**Dataset section**
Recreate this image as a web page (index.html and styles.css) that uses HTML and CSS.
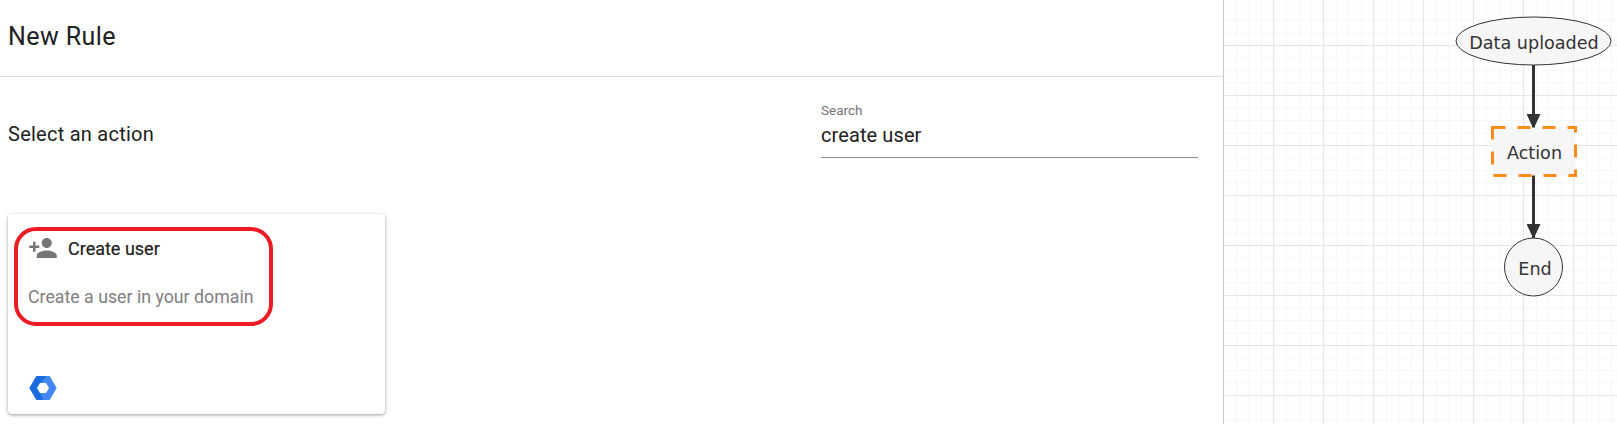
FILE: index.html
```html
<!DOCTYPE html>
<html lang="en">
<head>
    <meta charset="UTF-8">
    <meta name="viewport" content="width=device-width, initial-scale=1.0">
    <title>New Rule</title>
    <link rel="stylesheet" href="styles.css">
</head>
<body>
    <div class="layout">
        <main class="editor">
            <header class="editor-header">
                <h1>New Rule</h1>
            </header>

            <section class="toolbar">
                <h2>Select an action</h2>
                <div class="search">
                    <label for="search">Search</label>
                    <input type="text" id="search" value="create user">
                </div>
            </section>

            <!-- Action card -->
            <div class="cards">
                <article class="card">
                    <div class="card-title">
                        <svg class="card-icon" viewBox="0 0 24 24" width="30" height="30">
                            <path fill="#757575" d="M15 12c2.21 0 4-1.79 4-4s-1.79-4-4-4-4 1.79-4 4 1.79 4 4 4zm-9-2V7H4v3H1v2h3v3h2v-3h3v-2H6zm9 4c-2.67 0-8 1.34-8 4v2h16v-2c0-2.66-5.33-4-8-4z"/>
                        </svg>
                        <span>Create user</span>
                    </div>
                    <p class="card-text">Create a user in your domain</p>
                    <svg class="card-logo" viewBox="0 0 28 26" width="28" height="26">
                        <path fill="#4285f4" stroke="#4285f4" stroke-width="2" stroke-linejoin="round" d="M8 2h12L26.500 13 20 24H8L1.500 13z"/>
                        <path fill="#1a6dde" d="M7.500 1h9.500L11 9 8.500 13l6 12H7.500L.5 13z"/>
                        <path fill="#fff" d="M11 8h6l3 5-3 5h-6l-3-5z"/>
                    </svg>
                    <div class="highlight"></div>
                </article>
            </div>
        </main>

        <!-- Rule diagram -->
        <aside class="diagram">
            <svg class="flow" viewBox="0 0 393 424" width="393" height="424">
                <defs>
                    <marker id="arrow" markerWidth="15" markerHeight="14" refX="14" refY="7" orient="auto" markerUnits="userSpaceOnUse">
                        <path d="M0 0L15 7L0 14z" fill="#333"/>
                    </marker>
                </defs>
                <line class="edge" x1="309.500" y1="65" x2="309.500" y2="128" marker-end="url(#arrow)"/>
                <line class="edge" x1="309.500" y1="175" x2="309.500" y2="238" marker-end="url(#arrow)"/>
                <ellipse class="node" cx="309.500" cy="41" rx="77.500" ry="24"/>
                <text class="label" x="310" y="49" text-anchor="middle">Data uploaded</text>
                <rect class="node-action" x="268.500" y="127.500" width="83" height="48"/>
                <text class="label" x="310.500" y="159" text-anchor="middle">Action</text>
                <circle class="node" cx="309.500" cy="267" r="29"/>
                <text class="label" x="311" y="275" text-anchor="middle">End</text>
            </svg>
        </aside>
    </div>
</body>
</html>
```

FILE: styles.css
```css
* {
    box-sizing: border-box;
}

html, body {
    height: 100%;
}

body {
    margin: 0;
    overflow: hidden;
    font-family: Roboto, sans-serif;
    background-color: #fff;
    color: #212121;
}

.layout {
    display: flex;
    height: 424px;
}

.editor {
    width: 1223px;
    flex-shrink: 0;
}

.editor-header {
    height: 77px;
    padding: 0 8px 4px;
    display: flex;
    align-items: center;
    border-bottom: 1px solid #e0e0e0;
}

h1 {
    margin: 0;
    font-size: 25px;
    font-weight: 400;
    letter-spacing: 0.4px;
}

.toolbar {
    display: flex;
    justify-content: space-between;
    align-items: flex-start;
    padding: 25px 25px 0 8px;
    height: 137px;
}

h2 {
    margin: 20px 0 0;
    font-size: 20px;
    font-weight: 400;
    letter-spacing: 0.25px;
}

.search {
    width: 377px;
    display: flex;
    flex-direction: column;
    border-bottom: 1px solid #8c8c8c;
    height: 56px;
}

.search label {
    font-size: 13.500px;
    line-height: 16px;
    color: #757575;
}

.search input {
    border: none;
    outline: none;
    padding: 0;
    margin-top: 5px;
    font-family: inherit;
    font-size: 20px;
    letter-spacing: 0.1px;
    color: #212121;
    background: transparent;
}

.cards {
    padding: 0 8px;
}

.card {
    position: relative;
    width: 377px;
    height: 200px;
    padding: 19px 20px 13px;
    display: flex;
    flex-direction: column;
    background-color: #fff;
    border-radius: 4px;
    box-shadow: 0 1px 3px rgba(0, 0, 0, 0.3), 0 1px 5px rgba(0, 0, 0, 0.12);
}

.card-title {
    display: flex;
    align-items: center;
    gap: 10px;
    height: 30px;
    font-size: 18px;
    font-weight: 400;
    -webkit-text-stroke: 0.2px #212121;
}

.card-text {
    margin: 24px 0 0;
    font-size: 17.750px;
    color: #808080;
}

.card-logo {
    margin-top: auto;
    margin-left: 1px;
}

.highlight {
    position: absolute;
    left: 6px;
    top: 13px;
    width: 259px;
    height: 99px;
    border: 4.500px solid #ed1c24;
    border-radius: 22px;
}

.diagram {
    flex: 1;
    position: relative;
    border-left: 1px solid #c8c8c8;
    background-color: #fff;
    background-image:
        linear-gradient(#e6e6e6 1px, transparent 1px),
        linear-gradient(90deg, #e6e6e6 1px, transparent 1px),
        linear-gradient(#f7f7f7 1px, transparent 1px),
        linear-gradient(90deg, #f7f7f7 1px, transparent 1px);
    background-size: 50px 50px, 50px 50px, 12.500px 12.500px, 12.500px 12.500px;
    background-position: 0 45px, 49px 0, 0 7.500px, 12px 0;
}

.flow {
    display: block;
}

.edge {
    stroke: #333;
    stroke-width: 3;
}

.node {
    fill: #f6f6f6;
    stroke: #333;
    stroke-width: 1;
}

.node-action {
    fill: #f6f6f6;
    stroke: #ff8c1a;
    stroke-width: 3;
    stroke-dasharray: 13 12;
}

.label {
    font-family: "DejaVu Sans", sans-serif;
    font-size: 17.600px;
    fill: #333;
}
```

**Exercise directions**
Take the data above and repeat it exactly, leaving each picture out.

**Right answer**
Recreate this image as a web page (index.html and styles.css) that uses HTML and CSS.
FILE: index.html
```html
<!DOCTYPE html>
<html lang="en">
<head>
    <meta charset="UTF-8">
    <meta name="viewport" content="width=device-width, initial-scale=1.0">
    <title>New Rule</title>
    <link rel="stylesheet" href="styles.css">
</head>
<body>
    <div class="layout">
        <main class="editor">
            <header class="editor-header">
                <h1>New Rule</h1>
            </header>

            <section class="toolbar">
                <h2>Select an action</h2>
                <div class="search">
                    <label for="search">Search</label>
                    <input type="text" id="search" value="create user">
                </div>
            </section>

            <!-- Action card -->
            <div class="cards">
                <article class="card">
                    <div class="card-title">
                        <svg class="card-icon" viewBox="0 0 24 24" width="30" height="30">
                            <path fill="#757575" d="M15 12c2.21 0 4-1.79 4-4s-1.79-4-4-4-4 1.79-4 4 1.79 4 4 4zm-9-2V7H4v3H1v2h3v3h2v-3h3v-2H6zm9 4c-2.67 0-8 1.34-8 4v2h16v-2c0-2.66-5.33-4-8-4z"/>
                        </svg>
                        <span>Create user</span>
                    </div>
                    <p class="card-text">Create a user in your domain</p>
                    <svg class="card-logo" viewBox="0 0 28 26" width="28" height="26">
                        <path fill="#4285f4" stroke="#4285f4" stroke-width="2" stroke-linejoin="round" d="M8 2h12L26.500 13 20 24H8L1.500 13z"/>
                        <path fill="#1a6dde" d="M7.500 1h9.500L11 9 8.500 13l6 12H7.500L.5 13z"/>
                        <path fill="#fff" d="M11 8h6l3 5-3 5h-6l-3-5z"/>
                    </svg>
                    <div class="highlight"></div>
                </article>
            </div>
        </main>

        <!-- Rule diagram -->
        <aside class="diagram">
            <svg class="flow" viewBox="0 0 393 424" width="393" height="424">
                <defs>
                    <marker id="arrow" markerWidth="15" markerHeight="14" refX="14" refY="7" orient="auto" markerUnits="userSpaceOnUse">
                        <path d="M0 0L15 7L0 14z" fill="#333"/>
                    </marker>
                </defs>
                <line class="edge" x1="309.500" y1="65" x2="309.500" y2="128" marker-end="url(#arrow)"/>
                <line class="edge" x1="309.500" y1="175" x2="309.500" y2="238" marker-end="url(#arrow)"/>
                <ellipse class="node" cx="309.500" cy="41" rx="77.500" ry="24"/>
                <text class="label" x="310" y="49" text-anchor="middle">Data uploaded</text>
                <rect class="node-action" x="268.500" y="127.500" width="83" height="48"/>
                <text class="label" x="310.500" y="159" text-anchor="middle">Action</text>
                <circle class="node" cx="309.500" cy="267" r="29"/>
                <text class="label" x="311" y="275" text-anchor="middle">End</text>
            </svg>
        </aside>
    </div>
</body>
</html>
```

FILE: styles.css
```css
* {
    box-sizing: border-box;
}

html, body {
    height: 100%;
}

body {
    margin: 0;
    overflow: hidden;
    font-family: Roboto, sans-serif;
    background-color: #fff;
    color: #212121;
}

.layout {
    display: flex;
    height: 424px;
}

.editor {
    width: 1223px;
    flex-shrink: 0;
}

.editor-header {
    height: 77px;
    padding: 0 8px 4px;
    display: flex;
    align-items: center;
    border-bottom: 1px solid #e0e0e0;
}

h1 {
    margin: 0;
    font-size: 25px;
    font-weight: 400;
    letter-spacing: 0.4px;
}

.toolbar {
    display: flex;
    justify-content: space-between;
    align-items: flex-start;
    padding: 25px 25px 0 8px;
    height: 137px;
}

h2 {
    margin: 20px 0 0;
    font-size: 20px;
    font-weight: 400;
    letter-spacing: 0.25px;
}

.search {
    width: 377px;
    display: flex;
    flex-direction: column;
    border-bottom: 1px solid #8c8c8c;
    height: 56px;
}

.search label {
    font-size: 13.500px;
    line-height: 16px;
    color: #757575;
}

.search input {
    border: none;
    outline: none;
    padding: 0;
    margin-top: 5px;
    font-family: inherit;
    font-size: 20px;
    letter-spacing: 0.1px;
    color: #212121;
    background: transparent;
}

.cards {
    padding: 0 8px;
}

.card {
    position: relative;
    width: 377px;
    height: 200px;
    padding: 19px 20px 13px;
    display: flex;
    flex-direction: column;
    background-color: #fff;
    border-radius: 4px;
    box-shadow: 0 1px 3px rgba(0, 0, 0, 0.3), 0 1px 5px rgba(0, 0, 0, 0.12);
}

.card-title {
    display: flex;
    align-items: center;
    gap: 10px;
    height: 30px;
    font-size: 18px;
    font-weight: 400;
    -webkit-text-stroke: 0.2px #212121;
}

.card-text {
    margin: 24px 0 0;
    font-size: 17.750px;
    color: #808080;
}

.card-logo {
    margin-top: auto;
    margin-left: 1px;
}

.highlight {
    position: absolute;
    left: 6px;
    top: 13px;
    width: 259px;
    height: 99px;
    border: 4.500px solid #ed1c24;
    border-radius: 22px;
}

.diagram {
    flex: 1;
    position: relative;
    border-left: 1px solid #c8c8c8;
    background-color: #fff;
    background-image:
        linear-gradient(#e6e6e6 1px, transparent 1px),
        linear-gradient(90deg, #e6e6e6 1px, transparent 1px),
        linear-gradient(#f7f7f7 1px, transparent 1px),
        linear-gradient(90deg, #f7f7f7 1px, transparent 1px);
    background-size: 50px 50px, 50px 50px, 12.500px 12.500px, 12.500px 12.500px;
    background-position: 0 45px, 49px 0, 0 7.500px, 12px 0;
}

.flow {
    display: block;
}

.edge {
    stroke: #333;
    stroke-width: 3;
}

.node {
    fill: #f6f6f6;
    stroke: #333;
    stroke-width: 1;
}

.node-action {
    fill: #f6f6f6;
    stroke: #ff8c1a;
    stroke-width: 3;
    stroke-dasharray: 13 12;
}

.label {
    font-family: "DejaVu Sans", sans-serif;
    font-size: 17.600px;
    fill: #333;
}
```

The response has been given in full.